Como ha escrito Henri J.M.Nouwen, son quejas y susceptibilidades que parecen estar misteriosamente ligadas a elogiables actitudes en uno mismo. Todo un estilo patológico de pensamiento que desespera enormemente a quien lo sufre. Justo en el momento en que quiere hablar o actuar desde la actitud más altruista y más digna, se encuentra atrapado por sentimientos de ira o de rencor. Cuanto más desinteresado pretende ser, más se obsesiona en que se valore lo que él hace. Cuanto más se esmera en hacer todo lo posible, más se pregunta por qué los demás no hacen lo mismo que él. Cuanto más generoso quiere mostrarse, más envidia siente por quienes se abandonan en el egoísmo.
Cuando se cae en esa espiral de crítica y de reproche, todo pierde su espontaneidad. El resentimiento bloquea la percepción, manifiesta envidia, se indigna constantemente porque no se le da lo que, según él, merece. Todo se convierte en sospechoso, calculado, lleno de segundas intenciones. El más mínimo movimiento reclama un contramovimiento. El más mínimo comentario debe ser analizado, el gesto más insignificante debe ser evaluado. La vida se convierte en una estrategia de agravios y reivindicaciones. En el fondo de todo aparece constantemente un yo resentido y quejoso.
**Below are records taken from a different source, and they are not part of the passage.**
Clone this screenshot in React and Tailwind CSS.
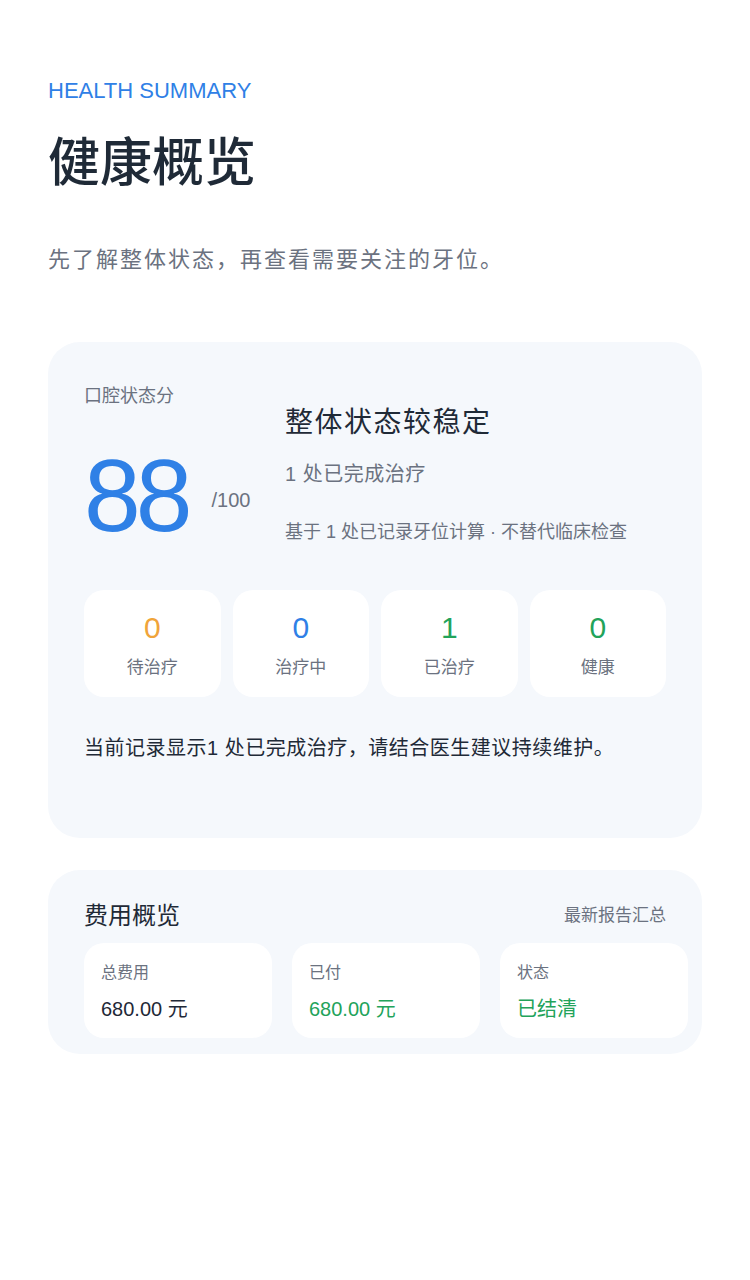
const stats = [
  { n: 0, label: '待治疗', color: 'text-[#f0a43a]' },
  { n: 0, label: '治疗中', color: 'text-[#2f80e6]' },
  { n: 1, label: '已治疗', color: 'text-[#22a35a]' },
  { n: 0, label: '健康', color: 'text-[#22a35a]' },
]

const fees = [
  { label: '总费用', value: '680.00 元', color: 'text-[#1f2937]' },
  { label: '已付', value: '680.00 元', color: 'text-[#22a35a]' },
  { label: '状态', value: '已结清', color: 'text-[#22a35a]' },
]

export default function App() {
  return (
    <div className="min-h-[1280px] bg-white px-12 pt-[78px]"
      style={{ fontFamily: '"Liberation Sans", "Noto Sans CJK SC", sans-serif' }}>
      <div className="text-[22px] leading-[26px] text-[#2f80e6]">HEALTH SUMMARY</div>
      <h1 className="mt-[29px] text-[52px] leading-[60px] font-medium text-[#1f2a37]">健康概览</h1>
      <p className="mt-[52px] text-[22px] leading-[30px] tracking-[2px] text-[#6b7280]">
        先了解整体状态，再查看需要关注的牙位。
      </p>

      <div className="mt-[67px] rounded-[32px] bg-[#f5f8fc] px-9 pt-[42px] pb-[77px]">
        <div className="flex">
          <div className="w-[201px] shrink-0">
            <div className="text-[18px] leading-[24px] text-[#6b7280]">口腔状态分</div>
            <div className="mt-[38px] flex items-center">
              <span className="text-[102px] leading-[100px] tracking-[-5px] text-[#2f80e6]">88</span>
              <span className="ml-[24px] mt-[8px] text-[20px] text-[#6b7280]">/100</span>
            </div>
          </div>
          <div className="pt-[22px]">
            <div className="text-[28px] leading-[34px] tracking-[1.5px] text-[#1f2a37]">整体状态较稳定</div>
            <div className="mt-[21px] text-[20px] leading-[26px] tracking-[0.5px] text-[#6b7280]">1 处已完成治疗</div>
            <div className="mt-[33px] text-[18px] leading-[24px] text-[#6b7280]">基于 1 处已记录牙位计算 · 不替代临床检查</div>
          </div>
        </div>

        <div className="mt-[44px] grid grid-cols-4 gap-3">
          {stats.map((s, i) => (
            <div key={i} className="flex h-[107px] flex-col items-center rounded-[20px] bg-white pt-[20px]">
              <div className={`text-[30px] leading-[36px] ${s.color}`}>{s.n}</div>
              <div className="mt-[10px] text-[17px] leading-[24px] text-[#6b7280]">{s.label}</div>
            </div>
          ))}
        </div>

        <p className="mt-[38px] text-[20px] leading-[26px] tracking-[0.5px] text-[#1f2a37]">
          当前记录显示1 处已完成治疗，请结合医生建议持续维护。
        </p>
      </div>

      <div className="mt-[32px] rounded-[32px] bg-[#f5f8fc] px-9 pt-[29px] pb-4">
        <div className="flex items-center justify-between">
          <div className="text-[24px] leading-[34px] text-[#1f2a37]">费用概览</div>
          <div className="text-[17px] text-[#6b7280]">最新报告汇总</div>
        </div>
        <div className="mt-[10px] flex gap-5">
          {fees.map((f, i) => (
            <div key={i} className="h-[95px] w-[188px] shrink-0 rounded-[20px] bg-white px-[17px] pt-[19px]">
              <div className="text-[16px] leading-[22px] text-[#6b7280]">{f.label}</div>
              <div className={`mt-[12px] text-[20px] leading-[26px] ${f.color}`}>{f.value}</div>
            </div>
          ))}
        </div>
      </div>
    </div>
  )
}
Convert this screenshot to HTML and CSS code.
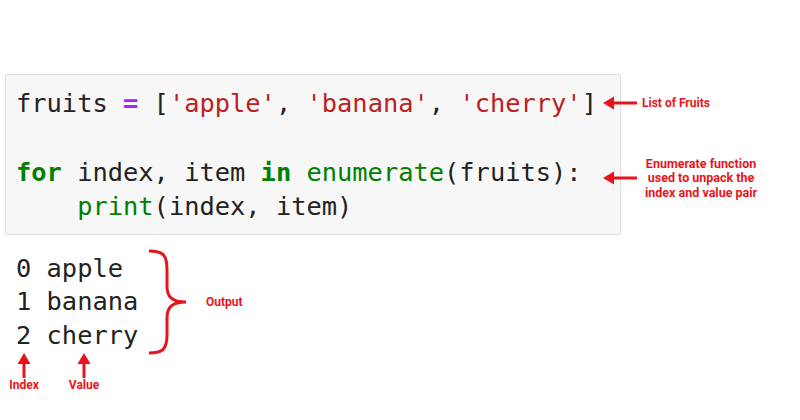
FILE: index.html
```html
<!DOCTYPE html>
<html>
<head>
<meta charset="utf-8">
<link rel="stylesheet" href="styles.css">
</head>
<body>
<div class="page">
  <div class="top-row">
    <div class="code-cell">
      <div class="line">fruits <span class="op">=</span> [<span class="str">'apple'</span>, <span class="str">'banana'</span>, <span class="str">'cherry'</span>]</div>
      <div class="line"> </div>
      <div class="line"><span class="kw">for</span> index, item <span class="kw">in</span> <span class="bi">enumerate</span>(fruits):</div>
      <div class="line">    <span class="bi">print</span>(index, item)</div>
    </div>
    <div class="notes">
      <div class="note note-1">
        <svg class="arrow-left" width="34" height="14" viewBox="0 0 34 14"><polygon points="0,7 11,0.5 11,13.5" fill="#e8141b"/><rect x="10" y="5.5" width="24" height="3" fill="#e8141b"/></svg>
        <span class="label">List of Fruits</span>
      </div>
      <div class="note note-2">
        <svg class="arrow-left" width="34" height="14" viewBox="0 0 34 14"><polygon points="0,7 11,0.5 11,13.5" fill="#e8141b"/><rect x="10" y="5.5" width="24" height="3" fill="#e8141b"/></svg>
        <span class="label label-multi">Enumerate function<br>used to unpack the<br>index and value pair</span>
      </div>
    </div>
  </div>
  <div class="output-row">
    <div class="output">
      <div class="oline">0 apple</div>
      <div class="oline">1 banana</div>
      <div class="oline">2 cherry</div>
    </div>
    <svg class="brace" width="40" height="106" viewBox="0 0 40 106"><path d="M1,2 C14,2 19,5 19,20 L19,37 C19,48 24,53 38,53 C24,53 19,58 19,69 L19,86 C19,101 14,104 1,104" fill="none" stroke="#e8141b" stroke-width="3"/></svg>
    <span class="label">Output</span>
  </div>
  <div class="pointers">
    <div class="pointer">
      <svg width="14" height="25" viewBox="0 0 14 25"><polygon points="7,0 0.5,11 13.5,11" fill="#e8141b"/><rect x="5.5" y="10" width="3" height="15" fill="#e8141b"/></svg>
      <span class="label">Index</span>
    </div>
    <div class="pointer">
      <svg width="14" height="25" viewBox="0 0 14 25"><polygon points="7,0 0.5,11 13.5,11" fill="#e8141b"/><rect x="5.5" y="10" width="3" height="15" fill="#e8141b"/></svg>
      <span class="label">Value</span>
    </div>
  </div>
</div>
</body>
</html>
```
FILE: styles.css
```css
html, body {
  margin: 0;
  padding: 0;
  background: #ffffff;
}
body {
  width: 800px;
  height: 420px;
  overflow: hidden;
  font-family: Roboto, "Liberation Sans", sans-serif;
}
.page {
  padding: 74px 0 0 5px;
}
.top-row {
  display: flex;
  align-items: flex-start;
}
.code-cell {
  width: 616px;
  box-sizing: border-box;
  background: #f7f7f7;
  border: 1px solid #dddddd;
  border-radius: 2px;
  padding: 11px 10px;
  font-family: "DejaVu Sans Mono", "Liberation Mono", monospace;
  font-size: 25.4px;
  line-height: 34.3px;
  color: #222222;
  flex-shrink: 0;
}
.line {
  white-space: pre;
  height: 34.3px;
}
.op { color: #aa22ff; font-weight: bold; }
.str { color: #ba2121; }
.kw { color: #008000; font-weight: bold; }
.bi { color: #008000; }

.notes {
  margin-left: -18px;
  padding-top: 12px;
  display: flex;
  flex-direction: column;
}
.note {
  display: flex;
  align-items: center;
  gap: 5px;
}
.note-1 {
  height: 34.3px;
}
.note-2 {
  margin-top: 35px;
  height: 46px;
  gap: 8px;
}
.arrow-left { flex-shrink: 0; }
.label {
  color: #e8141b;
  font-weight: bold;
  font-size: 12px;
  line-height: 14px;
  white-space: nowrap;
}
.label-multi {
  font-size: 12.5px;
  line-height: 14.5px;
  text-align: center;
}

.output-row {
  margin-top: 14px;
  display: flex;
  align-items: center;
}
.output {
  padding-left: 11px;
  font-family: "DejaVu Sans Mono", "Liberation Mono", monospace;
  font-size: 25.4px;
  line-height: 33.5px;
  color: #222222;
  width: 132px;
}
.oline {
  white-space: pre;
  height: 33.5px;
}
.brace {
  flex-shrink: 0;
}
.output-row .label {
  margin-left: 18px;
}

.pointers {
  margin-top: -2px;
  display: flex;
  gap: 22px;
}
.pointer {
  width: 38px;
  display: flex;
  flex-direction: column;
  align-items: center;
}
```
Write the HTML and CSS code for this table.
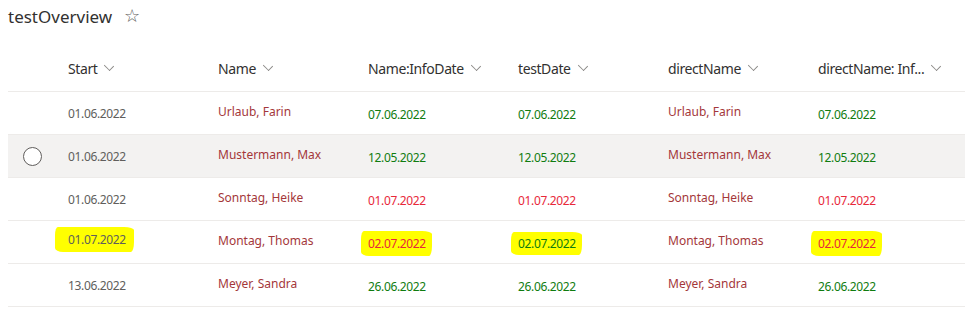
FILE: index.html
```html
<!DOCTYPE html>
<html lang="en">
<head>
    <meta charset="UTF-8">
    <title>testOverview</title>
    <link rel="stylesheet" href="styles.css">
</head>
<body>
    <div class="title-bar">
        <h1 class="title">testOverview</h1>
        <span class="star">&#9734;</span>
    </div>

    <div class="list">
        <div class="row header">
            <div class="check"></div>
            <div class="cell">Start <span class="chevron"></span></div>
            <div class="cell">Name <span class="chevron"></span></div>
            <div class="cell">Name:InfoDate <span class="chevron"></span></div>
            <div class="cell">testDate <span class="chevron"></span></div>
            <div class="cell">directName <span class="chevron"></span></div>
            <div class="cell">directName: Inf... <span class="chevron"></span></div>
        </div>

        <div class="row">
            <div class="check"></div>
            <div class="cell date">01.06.2022</div>
            <div class="cell name">Urlaub, Farin</div>
            <div class="cell date ok">07.06.2022</div>
            <div class="cell date ok">07.06.2022</div>
            <div class="cell name">Urlaub, Farin</div>
            <div class="cell date ok">07.06.2022</div>
        </div>

        <div class="row hover">
            <div class="check"><span class="radio"></span></div>
            <div class="cell date">01.06.2022</div>
            <div class="cell name">Mustermann, Max</div>
            <div class="cell date ok">12.05.2022</div>
            <div class="cell date ok">12.05.2022</div>
            <div class="cell name">Mustermann, Max</div>
            <div class="cell date ok">12.05.2022</div>
        </div>

        <div class="row">
            <div class="check"></div>
            <div class="cell date">01.06.2022</div>
            <div class="cell name">Sonntag, Heike</div>
            <div class="cell date late">01.07.2022</div>
            <div class="cell date late">01.07.2022</div>
            <div class="cell name">Sonntag, Heike</div>
            <div class="cell date late">01.07.2022</div>
        </div>

        <div class="row">
            <div class="check"></div>
            <div class="cell date"><span class="mark mark-start">01.07.2022</span></div>
            <div class="cell name">Montag, Thomas</div>
            <div class="cell date late"><span class="mark mark-a">02.07.2022</span></div>
            <div class="cell date ok"><span class="mark mark-b">02.07.2022</span></div>
            <div class="cell name">Montag, Thomas</div>
            <div class="cell date late"><span class="mark mark-c">02.07.2022</span></div>
        </div>

        <div class="row">
            <div class="check"></div>
            <div class="cell date">13.06.2022</div>
            <div class="cell name">Meyer, Sandra</div>
            <div class="cell date ok">26.06.2022</div>
            <div class="cell date ok">26.06.2022</div>
            <div class="cell name">Meyer, Sandra</div>
            <div class="cell date ok">26.06.2022</div>
        </div>
    </div>
</body>
</html>
```

FILE: styles.css
```css
body {
    font-family: "Segoe UI", "Noto Sans", sans-serif;
    margin: 0;
    padding: 0 0 0 8px;
    background-color: #fff;
    color: #323130;
}
.title-bar {
    display: flex;
    align-items: center;
    height: 32px;
    gap: 12px;
}
.title {
    margin: 0;
    font-size: 17px;
    font-weight: 400;
    color: #323130;
}
.star {
    font-size: 18px;
    color: #605e5c;
    margin-top: -2px;
}
.list {
    margin-top: 16px;
}
.row {
    display: grid;
    grid-template-columns: 48px repeat(5, 150px) 1fr;
    height: 42px;
    align-items: center;
    border-bottom: 1px solid #edebe9;
}
.row.header {
    height: 43px;
}
.row.hover {
    background: #f3f2f1;
}
.check {
    display: flex;
    justify-content: center;
    align-items: center;
}
.radio {
    display: block;
    width: 17px;
    height: 17px;
    border: 1px solid #605e5c;
    border-radius: 50%;
    background: #fff;
}
.cell {
    padding-left: 12px;
    white-space: nowrap;
    font-size: 12px;
}
.header .cell {
    font-size: 14px;
    letter-spacing: -0.4px;
    color: #323130;
    display: flex;
    align-items: center;
    gap: 8px;
    padding-bottom: 2px;
}
.chevron {
    display: inline-block;
    width: 7px;
    height: 7px;
    border-right: 1px solid #8a8886;
    border-bottom: 1px solid #8a8886;
    transform: rotate(45deg) scaleY(0.8);
    margin-top: -5px;
}
.date {
    color: #605e5c;
    letter-spacing: -0.35px;
}
.name {
    color: #a4373a;
    padding-bottom: 3px;
}
.ok {
    color: #107c10;
    padding-top: 2px;
}
.late {
    color: #e8283a;
    padding-top: 2px;
}
.mark {
    background: #ffff00;
    padding: 3px 7px;
    margin-left: -7px;
    border-radius: 3px 10px 3px 8px / 8px 3px 10px 4px;
}
.mark-start {
    padding: 4px 8px 4px 13px;
    margin-left: -13px;
    position: relative;
    top: -3px;
}
.mark-a {
    padding: 4px 6px 4px 7px;
}
.mark-b {
    padding: 3px 6px 3px 7px;
}
.mark-c {
    padding: 4px 6px 4px 7px;
}
```
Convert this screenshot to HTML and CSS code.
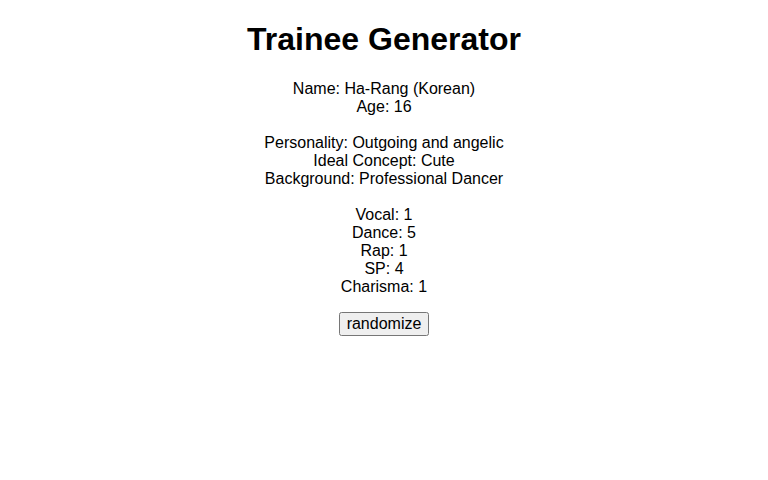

¿Cuál es la solución a esto? Quizá lo mejor sea esforzarse en dar más entrada en uno mismo a la confianza y a la gratitud. Sabemos que gratitud y resentimiento no pueden coexistir. La disciplina de la gratitud es un esfuerzo explícito por recibir con alegría y serenidad lo que nos sucede. La gratitud implica una elección constante. Puedo elegir ser agradecido aunque mis emociones y sentimientos primarios estén impregnados de dolor. Es sorprendente la cantidad de veces en que podemos optar por la gratitud en vez de por la queja. Hay un dicho estonio que dice: "Quien no es agradecido en lo poco, tampoco lo será en lo mucho". Los pequeños actos de gratitud le hacen a uno agradecido. Sobre todo porque, poco a poco, nos hacen a uno ver que, si miramos las cosas con perspectiva, al final nos damos cuenta de que todo resulta ser para bien.